Best Practices for Reporting and Communication
- Standardize Calculations: Ensure all teams calculate working capital consistently. Document whether cash and short-term debt are included or excluded, as practices vary.
- Integrate With KPIs: Embed change in working capital targets into management dashboards alongside revenue growth and margin metrics to emphasize holistic performance.
- Engage Stakeholders: Explain the drivers behind shifts. If payables stretch due to renegotiated terms, communicate this to suppliers to maintain trust.
- Monitor External Signals: Regulatory changes, such as updated payment transparency rules published by SBA.gov, can influence working capital norms across industries.
- Adopt Technology: Modern ERP platforms and AI-driven forecasting tools can automate data collection, highlight anomalies, and simulate the cash flow impact of working capital changes instantly.
Common Pitfalls and How to Avoid Them
Misinterpreting change in working capital can lead to faulty decisions. A few pitfalls include:
- Ignoring Seasonality: Compare periods on a like-for-like basis. Retailers often accumulate inventory months before peak holidays, so a simple quarter-over-quarter comparison might exaggerate cash usage.
- Blending Operating and Financing Items: Some teams include short-term portions of long-term debt or tax liabilities, while others do not. Establish clear guidelines depending on your reporting needs.
- Overreacting to Temporary Swings: A one-time spike in receivables due to a large contract might resolve quickly. Trend analysis and visibility into customer behavior are essential before adjusting strategy.
- Neglecting Currency Effects: For multinational firms, exchange rate fluctuations can alter working capital even without operational changes. Use constant currency analysis to isolate real shifts.
- Underestimating Lead Times: Implementing inventory optimization, renegotiating terms, or tightening credit policies takes time. Build buffers into cash forecasts to reflect implementation lag.
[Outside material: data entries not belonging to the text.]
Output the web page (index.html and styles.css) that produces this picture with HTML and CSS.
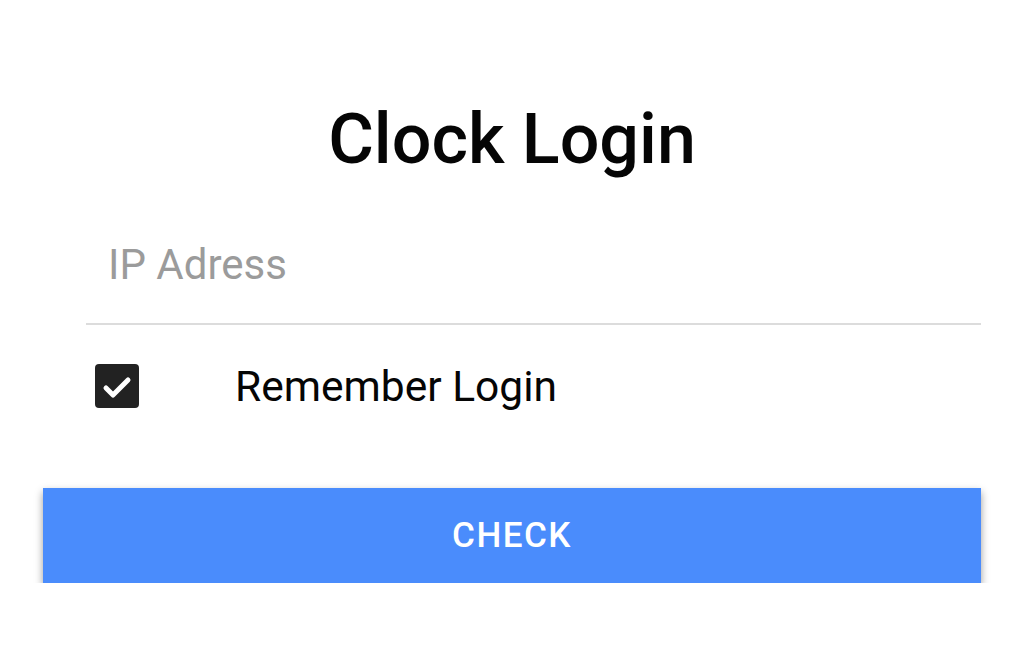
FILE: index.html
```html
<!DOCTYPE html>
<html lang="en">
<head>
    <meta charset="UTF-8">
    <meta name="viewport" content="width=device-width, initial-scale=1.0">
    <title>Clock Login</title>
    <link rel="stylesheet" href="styles.css">
</head>
<body>
    <div class="page">
        <h1>Clock Login</h1>

        <form class="login-form" onsubmit="return false;">
            <input class="ip-input" type="text" placeholder="IP Adress">

            <label class="remember">
                <input type="checkbox" checked>
                <span class="check-box">
                    <svg width="44" height="44" viewBox="0 0 44 44">
                        <path d="M11 24 L18 31 L33 16" fill="none" stroke="#fff" stroke-width="5" stroke-linecap="round" stroke-linejoin="round"/>
                    </svg>
                </span>
                <span class="remember-text">Remember Login</span>
            </label>

            <button class="check-button" type="submit">CHECK</button>
        </form>
    </div>
</body>
</html>
```

FILE: styles.css
```css
body {
    margin: 0;
    background-color: #fff;
    font-family: Roboto, "Noto Sans", sans-serif;
    color: #000;
}
.page {
    padding: 104px 43px 0;
}
h1 {
    margin: 0;
    text-align: center;
    font-size: 70px;
    font-weight: 500;
    line-height: 70px;
    color: #050505;
}
.login-form {
    display: flex;
    flex-direction: column;
}
.ip-input {
    margin: 32px 0 0 43px;
    height: 119px;
    box-sizing: border-box;
    padding: 0 0 0 22px;
    border: none;
    border-bottom: 2px solid #dcdcdc;
    font-family: Roboto, sans-serif;
    font-size: 42px;
    color: #222;
    outline: none;
    background: transparent;
}
.ip-input::placeholder {
    color: #9b9b9b;
}
.remember {
    display: flex;
    align-items: center;
    margin: 39px 0 0 52px;
    height: 44px;
    cursor: pointer;
}
.remember input {
    display: none;
}
.check-box {
    width: 44px;
    height: 44px;
    border-radius: 4px;
    background-color: #222;
    display: flex;
}
.remember-text {
    margin-left: 96px;
    font-size: 42.5px;
    color: #050505;
}
.check-button {
    margin-top: 80px;
    height: 95px;
    border: none;
    background-color: #4a8cfc;
    color: #fff;
    font-family: Roboto, sans-serif;
    font-size: 35px;
    font-weight: 500;
    letter-spacing: 1.5px;
    box-shadow: 0 4px 8px rgba(0, 0, 0, 0.4);
    cursor: pointer;
}
```
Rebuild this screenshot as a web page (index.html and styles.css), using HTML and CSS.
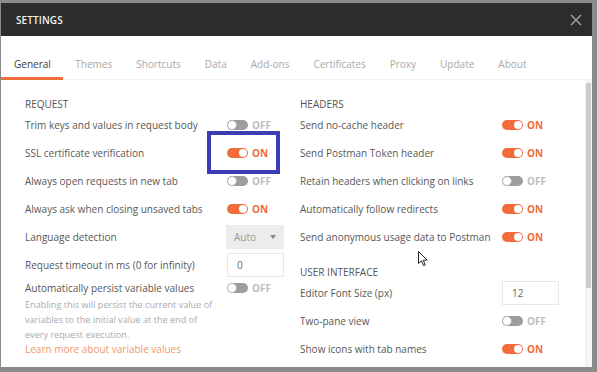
FILE: index.html
```html
<!DOCTYPE html>
<html>
<head>
<meta charset="utf-8">
<link rel="stylesheet" href="styles.css">
</head>
<body>
<div class="modal">
  <div class="modal-header">
    <span class="title">SETTINGS</span>
    <svg class="close" width="12" height="12" viewBox="0 0 12 12"><path d="M1 1 L11 11 M11 1 L1 11" stroke="#9c9c9c" stroke-width="1.6" fill="none"/></svg>
  </div>
  <div class="tabs">
    <div class="tab active">General</div>
    <div class="tab">Themes</div>
    <div class="tab">Shortcuts</div>
    <div class="tab">Data</div>
    <div class="tab">Add-ons</div>
    <div class="tab">Certificates</div>
    <div class="tab">Proxy</div>
    <div class="tab">Update</div>
    <div class="tab">About</div>
  </div>
  <div class="body">
    <div class="content">
      <div class="col">
        <div class="heading">REQUEST</div>
        <div class="row"><span class="label">Trim keys and values in request body</span><span class="ctl"><span class="toggle off"></span><span class="state off">OFF</span></span></div>
        <div class="row"><span class="label">SSL certificate verification</span><span class="ctl"><span class="toggle on"></span><span class="state on">ON</span></span></div>
        <div class="row"><span class="label">Always open requests in new tab</span><span class="ctl"><span class="toggle off"></span><span class="state off">OFF</span></span></div>
        <div class="row"><span class="label">Always ask when closing unsaved tabs</span><span class="ctl"><span class="toggle on"></span><span class="state on">ON</span></span></div>
        <div class="row"><span class="label">Language detection</span><span class="ctl"><span class="select">Auto<span class="caret"></span></span></span></div>
        <div class="row"><span class="label">Request timeout in ms (0 for infinity)</span><span class="ctl"><span class="input">0</span></span></div>
        <div class="row short"><span class="label">Automatically persist variable values</span><span class="ctl"><span class="toggle off"></span><span class="state off">OFF</span></span></div>
        <div class="desc">Enabling this will persist the current value of variables to the initial value at the end of every request execution.</div>
        <div class="link">Learn more about variable values</div>
      </div>
      <div class="col">
        <div class="heading">HEADERS</div>
        <div class="row"><span class="label">Send no-cache header</span><span class="ctl"><span class="toggle on"></span><span class="state on">ON</span></span></div>
        <div class="row"><span class="label">Send Postman Token header</span><span class="ctl"><span class="toggle on"></span><span class="state on">ON</span></span></div>
        <div class="row"><span class="label">Retain headers when clicking on links</span><span class="ctl"><span class="toggle off"></span><span class="state off">OFF</span></span></div>
        <div class="row"><span class="label">Automatically follow redirects</span><span class="ctl"><span class="toggle on"></span><span class="state on">ON</span></span></div>
        <div class="row"><span class="label">Send anonymous usage data to Postman</span><span class="ctl"><span class="toggle on"></span><span class="state on">ON</span></span></div>
        <div class="heading second">USER INTERFACE</div>
        <div class="row"><span class="label">Editor Font Size (px)</span><span class="ctl"><span class="input">12</span></span></div>
        <div class="row"><span class="label">Two-pane view</span><span class="ctl"><span class="toggle off"></span><span class="state off">OFF</span></span></div>
        <div class="row"><span class="label">Show icons with tab names</span><span class="ctl"><span class="toggle on"></span><span class="state on">ON</span></span></div>
      </div>
    </div>
    <div class="scrollbar"><div class="thumb"></div></div>
  </div>
</div>
<div class="highlight"></div>
<svg class="cursor" width="10" height="16" viewBox="0 0 10 16"><path d="M0.5 0.5 L0.5 12.5 L3.5 9.8 L5.6 14.6 L7.3 13.9 L5.3 9.2 L9.2 9.2 Z" fill="#fff" stroke="#222" stroke-width="1" stroke-linejoin="round"/></svg>
</body>
</html>
```
FILE: styles.css
```css
html, body {
  margin: 0;
  padding: 0;
}
body {
  width: 597px;
  height: 372px;
  background: #8b8b8b;
  font-family: "Open Sans", "DejaVu Sans", sans-serif;
  overflow: hidden;
  position: relative;
  padding-top: 3px;
  padding-left: 1px;
  box-sizing: border-box;
}
.modal {
  width: 591px;
  height: 364px;
  background: #fff;
  display: flex;
  flex-direction: column;
  overflow: hidden;
}
.modal-header {
  height: 33px;
  flex: none;
  background: #2c2c2c;
  display: flex;
  align-items: center;
  justify-content: space-between;
  padding: 0 10px 0 15px;
}
.title {
  color: #f2f2f2;
  font-size: 10px;
  font-weight: 600;
  letter-spacing: 0.1px;
}
.close {
  display: block;
}
.tabs {
  flex: none;
  display: flex;
  height: 43px;
  border-bottom: 1px solid #efefef;
}
.tab {
  height: 44px;
  box-sizing: border-box;
  padding: 20px 12px 5px;
  line-height: 16px;
  font-size: 10px;
  color: #a9a9a9;
  border-bottom: 3px solid transparent;
}
.tab.active {
  color: #3a3a3a;
  border-bottom-color: #f26b3a;
  padding-left: 13px;
  padding-right: 12.5px;
}
.body {
  flex: 1;
  display: flex;
  min-height: 0;
}
.content {
  flex: 1;
  display: grid;
  grid-template-columns: 260px 260px;
  column-gap: 15px;
  padding: 0 0 0 24px;
  align-content: start;
}
.col {
  display: flex;
  flex-direction: column;
}
.heading {
  font-size: 10px;
  color: #555;
  line-height: 14px;
  padding-top: 17px;
}
.heading.second {
  padding-top: 14px;
}
.row {
  height: 28px;
  display: flex;
  align-items: center;
  font-size: 10px;
  color: #575757;
}
.row.short {
  height: 18px;
}
.label {
  width: 201px;
  flex: none;
  white-space: nowrap;
}
.ctl {
  display: flex;
  align-items: center;
}
.toggle {
  width: 21px;
  height: 10px;
  border-radius: 5px;
  margin-left: 1px;
  display: flex;
  align-items: center;
  box-sizing: border-box;
  padding: 0 1px;
}
.toggle::after {
  content: "";
  width: 8px;
  height: 8px;
  border-radius: 50%;
  background: #fff;
}
.toggle.on {
  background: #f26b3a;
  justify-content: flex-end;
}
.toggle.off {
  background: #9d9d9d;
  justify-content: flex-start;
  padding: 0;
}
.toggle.off::after {
  width: 8px;
  height: 8px;
  border: 1px solid #b4b4b4;
}
.state {
  font-size: 10px;
  font-weight: 700;
  margin-left: 4px;
}
.state.on {
  color: #f26b3a;
}
.state.off {
  color: #bdbdbd;
}
.select {
  width: 58px;
  height: 24px;
  background: #ececec;
  color: #9a9a9a;
  font-size: 10px;
  display: flex;
  align-items: center;
  padding-left: 8px;
  box-sizing: border-box;
}
.caret {
  width: 0;
  height: 0;
  border-left: 3.5px solid transparent;
  border-right: 3.5px solid transparent;
  border-top: 4px solid #888;
  margin-left: 14px;
}
.input {
  width: 57px;
  height: 24px;
  margin-left: 1px;
  border: 1px solid #e8e8e8;
  box-sizing: border-box;
  color: #666;
  font-size: 10px;
  display: flex;
  align-items: center;
  padding-left: 9px;
}
.desc {
  font-size: 9.1px;
  line-height: 15px;
  color: #ababab;
  width: 195px;
}
.link {
  font-size: 10px;
  line-height: 15px;
  color: #ef9a6a;
}
.scrollbar {
  width: 7px;
  flex: none;
  background: #f6f6f6;
  border-left: 1px solid #f0f0f0;
  padding-top: 3px;
  box-sizing: border-box;
}
.thumb {
  height: 205px;
  width: 5px;
  background: #cbcbcb;
}
.highlight {
  position: absolute;
  left: 207px;
  top: 131px;
  width: 73px;
  height: 43px;
  border: 4px solid #3b3db2;
  box-sizing: border-box;
}
.cursor {
  position: absolute;
  left: 418px;
  top: 251px;
}
```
Integrating Change in Working Capital into Corporate Strategy
Executives increasingly treat working capital management as a strategic differentiator. By aligning procurement, production, sales, and finance, organizations can release trapped cash and reinvest it in innovation, acquisitions, or shareholder distributions. Treasury teams should partner with operations to identify bottlenecks and craft incentive structures that balance customer satisfaction with capital efficiency. For instance, linking a portion of sales bonuses to days sales outstanding encourages disciplined contract negotiation without dampening revenue ambitions.
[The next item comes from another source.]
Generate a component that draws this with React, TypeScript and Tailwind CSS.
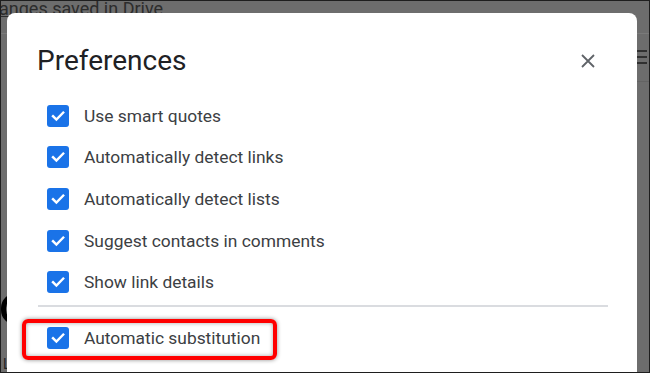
const options = [
  'Use smart quotes',
  'Automatically detect links',
  'Automatically detect lists',
  'Suggest contacts in comments',
  'Show link details',
]

function Check() {
  return (
    <span className="flex h-[22px] w-[22px] shrink-0 items-center justify-center rounded-[3px] bg-[#1a73e8]">
      <svg width="22" height="22" viewBox="0 0 22 22" fill="none">
        <path d="M6 11.2l3.4 3.4L16.2 7.6" stroke="#fff" strokeWidth="2.4" strokeLinecap="square" />
      </svg>
    </span>
  )
}

function Row({ label }: { label: string }) {
  return (
    <div className="flex h-[41.6px] items-center gap-[15px] pl-[40px]">
      <Check />
      <span className="text-[17.4px] text-[#3c4043]">{label}</span>
    </div>
  )
}

export default function App() {
  return (
    <div
      className="relative h-[373px] w-[650px] overflow-hidden border border-[#1e1e1e] bg-[#6d6d6d]"
      style={{ fontFamily: 'Roboto, "Liberation Sans", sans-serif' }}
    >
      {/* page behind the overlay */}
      <div className="absolute inset-0">
        <div className="absolute left-[-2px] top-[-3px] text-[18px] leading-[22px] text-[#2c2c2c]">
          <span className="underline">a</span>nges saved in Drive
        </div>
        <div className="absolute left-0 right-0 top-[32px] h-px bg-[#7a7a7a]" />
        <div className="absolute right-0 top-[80px] h-px w-[14px] bg-[#636363]" />
        <div className="absolute right-[2px] top-[49px] flex w-[10px] flex-col gap-[4px]">
          <span className="h-[2px] bg-[#303030]" />
          <span className="h-[2px] bg-[#303030]" />
          <span className="h-[2px] bg-[#303030]" />
        </div>
        <div className="absolute left-0 top-[292px] h-[32px] w-[30px] rounded-full border-[5px] border-black" />
        <div className="absolute bottom-[0px] left-[2px] text-[14px] leading-[16px] text-[#222]">L</div>
      </div>

      {/* dialog */}
      <div className="relative ml-[6px] mt-[12px] h-[400px] w-[630px] rounded-[8px] bg-white">
        <div className="flex items-center justify-between pl-[30px] pr-[42px] pt-[30px]">
          <h1 className="text-[28px] leading-[36px] text-[#202124]">Preferences</h1>
          <svg width="14" height="14" viewBox="0 0 14 14">
            <path d="M1 1L13 13M13 1L1 13" stroke="#5f6368" strokeWidth="1.8" />
          </svg>
        </div>

        <div className="mt-[16px]">
          {options.map((o) => (
            <Row key={o} label={o} />
          ))}
        </div>

        <div className="ml-[31px] mt-[2px] h-[2px] w-[570px] bg-[#dadce0]" />

        <div className="relative mt-[10px]">
          <Row label="Automatic substitution" />
          <div className="absolute left-[15px] top-[2px] h-[41px] w-[255px] rounded-[6px] border-[4px] border-[#ff0000] shadow-[0_0_4px_rgba(0,0,0,0.45),inset_0_0_4px_rgba(0,0,0,0.35)]" />
        </div>
      </div>
    </div>
  )
}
Moreover, environmental, social, and governance (ESG) considerations intersect with working capital. Sustainable supply chain programs may require longer inventories of ethically sourced materials, while prompt supplier payments support small business partners. Transparent reporting on why working capital expands—whether to improve resilience or to capture market share—builds credibility with investors who are scrutinizing how companies deploy capital.
Conclusion
Measuring the change in working capital and interpreting its cash flow implications is a critical discipline for finance leaders. By using the calculator above, you can instantly quantify how operational shifts influence liquidity, then use the findings to refine forecasts, set targets, and engage stakeholders. The combination of accurate data, contextual insights, and proactive strategy turns working capital from a passive accounting line into an active driver of enterprise value.